그리고 홈페이지를 확인해보면 프로젝트가 하나 생긴 것을 확인할 수 있다.

이제 튜토리얼을 따라 실행해 보자.

python tutorial.py

# 결과:

wandb: Tracking run with wandb version 0.9.1
wandb: Run data is saved locally in wandb/run-20200610_071808-2yir0lw7
wandb: Syncing run fiery-river-1
wandb: View project at https://app.wandb.ai/greeksharifa/wandb-tutorial
wandb: View run at https://app.wandb.ai/greeksharifa/wandb-tutorial/runs/2yir0lw7
wandb: Run `wandb off` to turn off syncing.
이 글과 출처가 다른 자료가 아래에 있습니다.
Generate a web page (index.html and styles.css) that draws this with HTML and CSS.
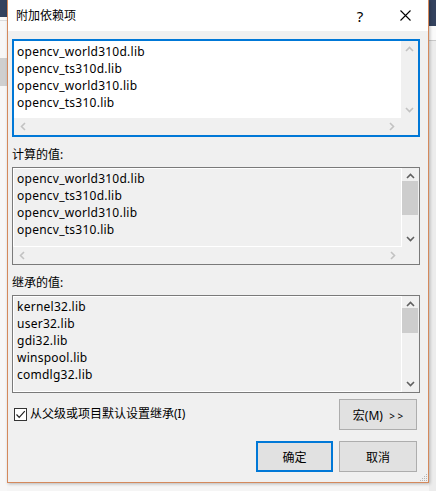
FILE: index.html
```html
<!DOCTYPE html>
<html lang="zh-CN">
<head>
    <meta charset="UTF-8">
    <title>附加依赖项</title>
    <link rel="stylesheet" href="styles.css">
</head>
<body>
    <div class="dialog">
        <div class="titlebar">
            <span class="title">附加依赖项</span>
            <span class="help">?</span>
            <span class="close">
                <svg width="11" height="11" viewBox="0 0 11 11"><path d="M0.5 0.5 L10.5 10.5 M10.5 0.5 L0.5 10.5" stroke="#000" stroke-width="1.1" fill="none"/></svg>
            </span>
        </div>

        <div class="content">
            <div class="listbox focused">
                <div class="lines">
                    <div>opencv_world310d.lib</div>
                    <div>opencv_ts310d.lib</div>
                    <div>opencv_world310.lib</div>
                    <div>opencv_ts310.lib</div>
                </div>
                <div class="vscroll">
                    <svg class="arrow off" width="9" height="6" viewBox="0 0 9 6"><path d="M1 5 L4.5 1.5 L8 5" /></svg>
                    <span class="track"></span>
                    <svg class="arrow off" width="9" height="6" viewBox="0 0 9 6"><path d="M1 1 L4.5 4.5 L8 1" /></svg>
                </div>
                <div class="hscroll">
                    <svg class="arrow off" width="6" height="9" viewBox="0 0 6 9"><path d="M5 1 L1.5 4.5 L5 8" /></svg>
                    <svg class="arrow off" width="6" height="9" viewBox="0 0 6 9"><path d="M1 1 L4.5 4.5 L1 8" /></svg>
                </div>
                <div class="corner"></div>
            </div>

            <div class="label">计算的值:</div>
            <div class="listbox disabled">
                <div class="lines">
                    <div>opencv_world310d.lib</div>
                    <div>opencv_ts310d.lib</div>
                    <div>opencv_world310.lib</div>
                    <div>opencv_ts310.lib</div>
                </div>
                <div class="vscroll">
                    <svg class="arrow" width="9" height="6" viewBox="0 0 9 6"><path d="M1 5 L4.5 1.5 L8 5" /></svg>
                    <span class="track"><span class="thumb thumb-computed"></span></span>
                    <svg class="arrow" width="9" height="6" viewBox="0 0 9 6"><path d="M1 1 L4.5 4.5 L8 1" /></svg>
                </div>
                <div class="hscroll">
                    <svg class="arrow off" width="6" height="9" viewBox="0 0 6 9"><path d="M5 1 L1.5 4.5 L5 8" /></svg>
                    <svg class="arrow off" width="6" height="9" viewBox="0 0 6 9"><path d="M1 1 L4.5 4.5 L1 8" /></svg>
                </div>
                <div class="corner"></div>
            </div>

            <div class="label">继承的值:</div>
            <div class="listbox disabled no-h">
                <div class="lines">
                    <div>kernel32.lib</div>
                    <div>user32.lib</div>
                    <div>gdi32.lib</div>
                    <div>winspool.lib</div>
                    <div>comdlg32.lib</div>
                </div>
                <div class="vscroll">
                    <svg class="arrow" width="9" height="6" viewBox="0 0 9 6"><path d="M1 5 L4.5 1.5 L8 5" /></svg>
                    <span class="track"><span class="thumb thumb-inherited"></span></span>
                    <svg class="arrow" width="9" height="6" viewBox="0 0 9 6"><path d="M1 1 L4.5 4.5 L8 1" /></svg>
                </div>
            </div>

            <div class="option-row">
                <label class="check">
                    <span class="box">
                        <svg width="11" height="11" viewBox="0 0 11 11"><path d="M1.5 5.5 L4.2 8.3 L9.8 2.2" stroke="#222" stroke-width="1.2" fill="none"/></svg>
                    </span>
                    从父级或项目默认设置继承(I)
                </label>
                <button class="btn">宏(M)&nbsp;&nbsp;<span class="more">&gt; &gt;</span></button>
            </div>

            <div class="actions">
                <button class="btn primary">确定</button>
                <button class="btn">取消</button>
            </div>
        </div>

        <svg class="grip" width="9" height="9" viewBox="0 0 9 9">
            <g fill="#b5b5b5">
                <rect x="7" y="1" width="1" height="1"/>
                <rect x="5" y="3" width="1" height="1"/><rect x="7" y="3" width="1" height="1"/>
                <rect x="3" y="5" width="1" height="1"/><rect x="5" y="5" width="1" height="1"/><rect x="7" y="5" width="1" height="1"/>
                <rect x="1" y="7" width="1" height="1"/><rect x="3" y="7" width="1" height="1"/><rect x="5" y="7" width="1" height="1"/><rect x="7" y="7" width="1" height="1"/>
            </g>
        </svg>
    </div>
</body>
</html>
```

FILE: styles.css
```css
:root {
    --face: #f0f0f0;
    --accent: #0078d7;
    --frame: #d4895c;
    --edge: #7a7a7a;
    --btn-face: #e1e1e1;
    --btn-edge: #adadad;
}

body {
    margin: 0;
    width: 436px;
    height: 491px;
    overflow: hidden;
    font-family: "Noto Sans", "Noto Sans CJK SC", sans-serif;
    font-size: 12px;
    color: #000;
    background:
        linear-gradient(#34425e 0 17px, #fafafa 17px 20px, #dcdcdc 20px 21px, #f7f7f7 21px 58px, #cfcfcf 58px 86px, #f7f7f7 86px) 0 0 / 7px 100% no-repeat,
        linear-gradient(#34425e 0 26px, #fafafa 26px 40px, #c8c8c8 40px 41px, #ececec 41px) 100% 0 / 7px 100% no-repeat,
        #f5f5f5;
}

.dialog {
    position: relative;
    margin-left: 7px;
    width: 420px;
    height: 482px;
    border: 1px solid var(--frame);
    border-top: none;
    background: var(--face);
    box-shadow: 1px 1px 3px rgba(0, 0, 0, 0.25);
}

.titlebar {
    display: flex;
    align-items: center;
    height: 31px;
    padding: 0 8px;
    background: #fff;
}

.title {
    flex: 1;
    line-height: 16px;
}

.help {
    width: 30px;
    margin-right: 15px;
    text-align: center;
    font-size: 15px;
}

.close {
    display: flex;
    justify-content: center;
    width: 30px;
}

.content {
    padding: 8px 8px 0 4px;
}

.listbox {
    display: grid;
    grid-template-columns: 1fr 17px;
    grid-template-rows: 1fr 17px;
    height: 98px;
    box-sizing: border-box;
    border: 1px solid var(--edge);
}

.listbox.no-h {
    grid-template-rows: 1fr;
}

.listbox.focused {
    border: 2px solid var(--accent);
}

.lines {
    padding: 2px 3px;
    line-height: 17px;
    letter-spacing: 0.25px;
    white-space: nowrap;
    overflow: hidden;
}

.focused .lines {
    background: #fff;
}

.disabled .lines {
    border: 1px solid #fff;
    padding: 1px 3px;
}

.vscroll {
    display: flex;
    flex-direction: column;
    align-items: center;
    background: var(--face);
    padding: 5px 0;
}

.track {
    flex: 1;
    align-self: stretch;
    padding: 0 1px 0 0;
}

.thumb {
    display: block;
    background: #cdcdcd;
}

.thumb-computed {
    margin-top: 2px;
    height: 34px;
}

.thumb-inherited {
    margin-top: 1px;
    height: 25px;
}

.hscroll {
    display: flex;
    justify-content: space-between;
    align-items: center;
    padding: 0 6px;
    background: var(--face);
}

.corner {
    background: var(--face);
}

.arrow path {
    fill: none;
    stroke: #606060;
    stroke-width: 1.6;
}

.arrow.off path {
    stroke: #c2c2c2;
}

.label {
    padding: 10px 0 4px;
    line-height: 16px;
}

.option-row {
    display: flex;
    align-items: center;
    justify-content: space-between;
    margin-top: 6px;
    padding-right: 3px;
}

.check {
    display: flex;
    align-items: center;
    gap: 3px;
    margin-left: 2px;
    margin-top: -3px;
}

.box {
    display: flex;
    align-items: center;
    justify-content: center;
    width: 13px;
    height: 13px;
    box-sizing: border-box;
    border: 1px solid #333;
    background: #fff;
    margin-top: 3px;
}

.btn {
    width: 78px;
    height: 31px;
    padding: 0;
    border: 1px solid var(--btn-edge);
    background: var(--btn-face);
    font: inherit;
    color: #000;
}

.btn .more {
    font-size: 10px;
}

.btn.primary {
    width: 77px;
    border: 2px solid var(--accent);
}

.actions {
    display: flex;
    justify-content: flex-end;
    gap: 6px;
    margin-top: 11px;
    padding-right: 3px;
}

.grip {
    position: absolute;
    right: 0;
    bottom: 0;
}
```
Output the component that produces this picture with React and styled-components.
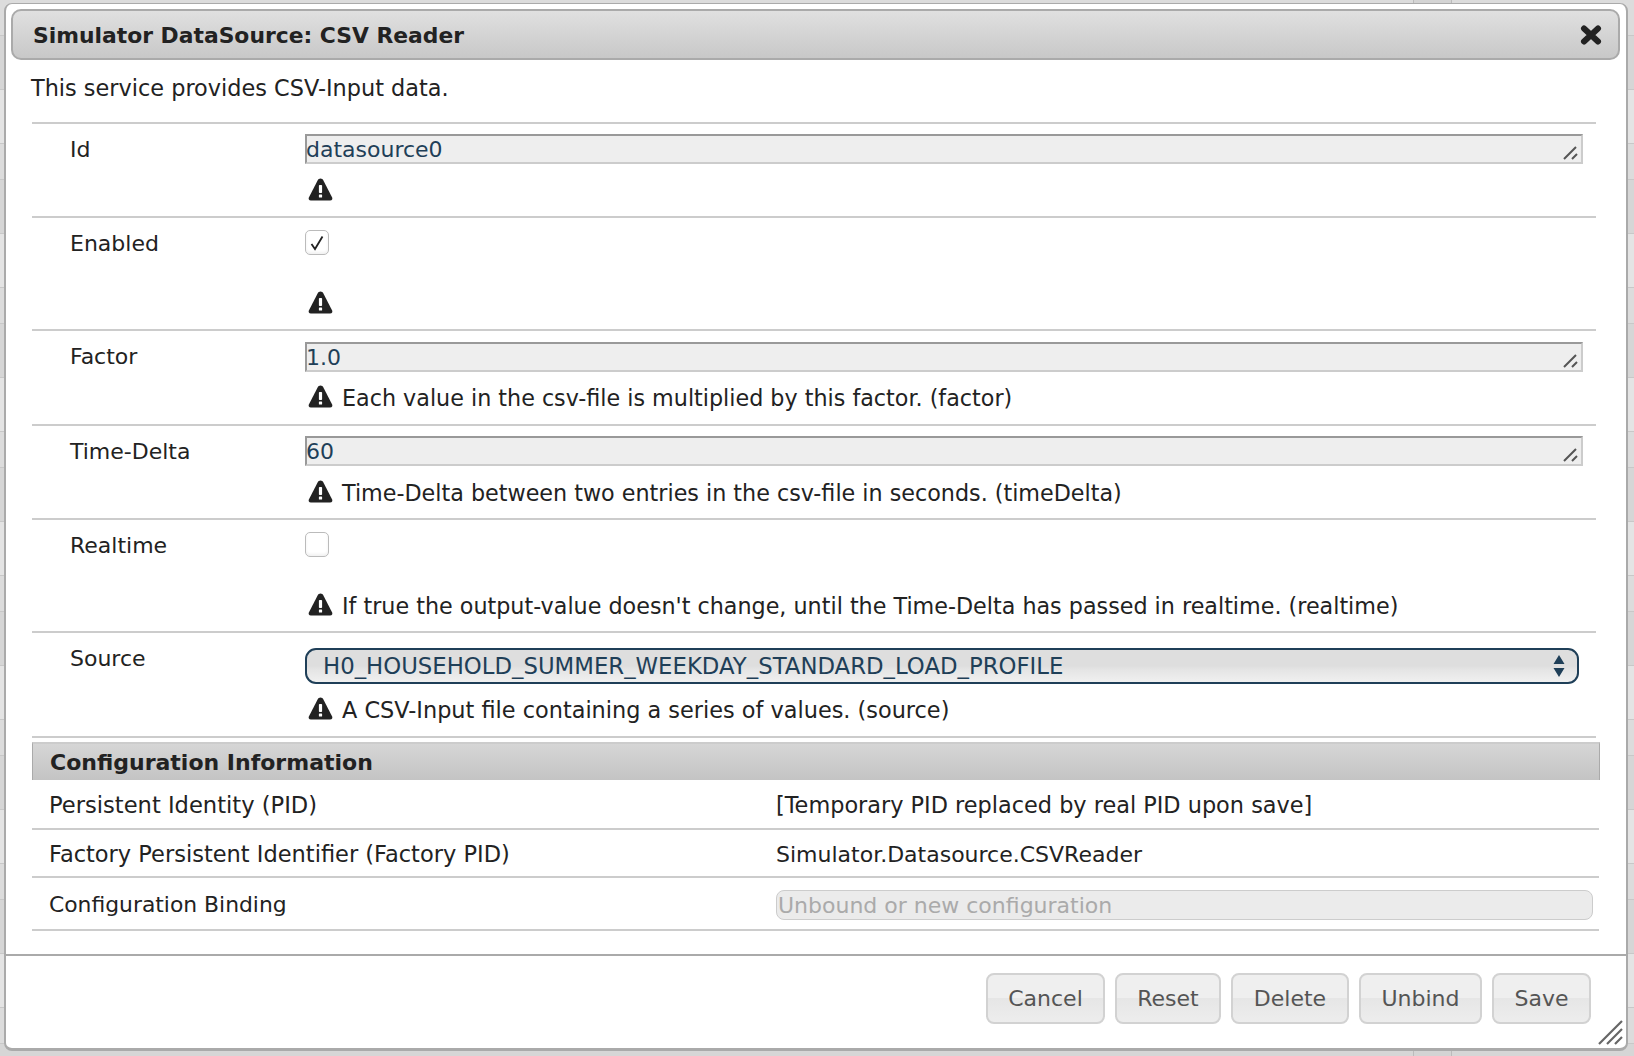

Train on 10047 samples, validate on 10000 samples
Epoch 1/8
10047/10047 [==============================] - 2s 235us/step - loss: 0.9085 - accuracy: 0.6605 - val_loss: 0.5802 - val_accuracy: 0.7800
Epoch 2/8
10047/10047 [==============================] - 2s 224us/step - loss: 0.5756 - accuracy: 0.7850 - val_loss: 0.5094 - val_accuracy: 0.8113
...
Epoch 8/8
10047/10047 [==============================] - 4s 379us/step - loss: 0.3548 - accuracy: 0.8686 - val_loss: 0.3881 - val_accuracy: 0.8606

wandb: Waiting for W&B process to finish, PID 15848
wandb: Program ended successfully.
wandb: Run summary:
wandb:      _timestamp 1591773513.0287454
wandb:           epoch 7
wandb:           _step 7
wandb:            loss 0.3548142489680274
wandb:    val_accuracy 0.8605999946594238
wandb:        _runtime 24.4707293510437
wandb:        accuracy 0.8686174750328064
wandb:        val_loss 0.3880709020137787
wandb:   best_val_loss 0.3880709020137787
wandb:      best_epoch 7
wandb: Syncing 5 W&B file(s), 9 media file(s), 0 artifact file(s) and 1 other file(s)
wandb:                                                                                
wandb: Synced fiery-river-1: https://app.wandb.ai/greeksharifa/wandb-tutorial/runs/2yir0lw7

그러면 이제 프로젝트 내에서 임의로 지정된 실행 이름으로 클라우드에 동기화가 된다. 브라우저에서 확인해보면 1 run이라고 표시된 것을 볼 수 있다. 눌러보자.

그럼 대충 위와 같은 화면이 나온다. 편리하다

사실 위의 코드는 keras를 사용한 것이다. PyTorch를 살펴보자.

PyTorch

예시로 Pytorch tutorial 중 mnist classification 모델을 가져와서 설명한다. 링크에서 git clone하여 받아온 후 mnist 디렉토리에서 작업을 시작하자.

원래 코드는 다음과 같다.

from __future__ import print_function
import argparse
...


class Net(nn.Module):
    ...


def train(args, model, device, train_loader, optimizer, epoch):
    ...


def test(model, device, test_loader):
    model.eval()
    test_loss = 0
    correct = 0
    with torch.no_grad():
        for data, target in test_loader:
            ...

    test_loss /= len(test_loader.dataset)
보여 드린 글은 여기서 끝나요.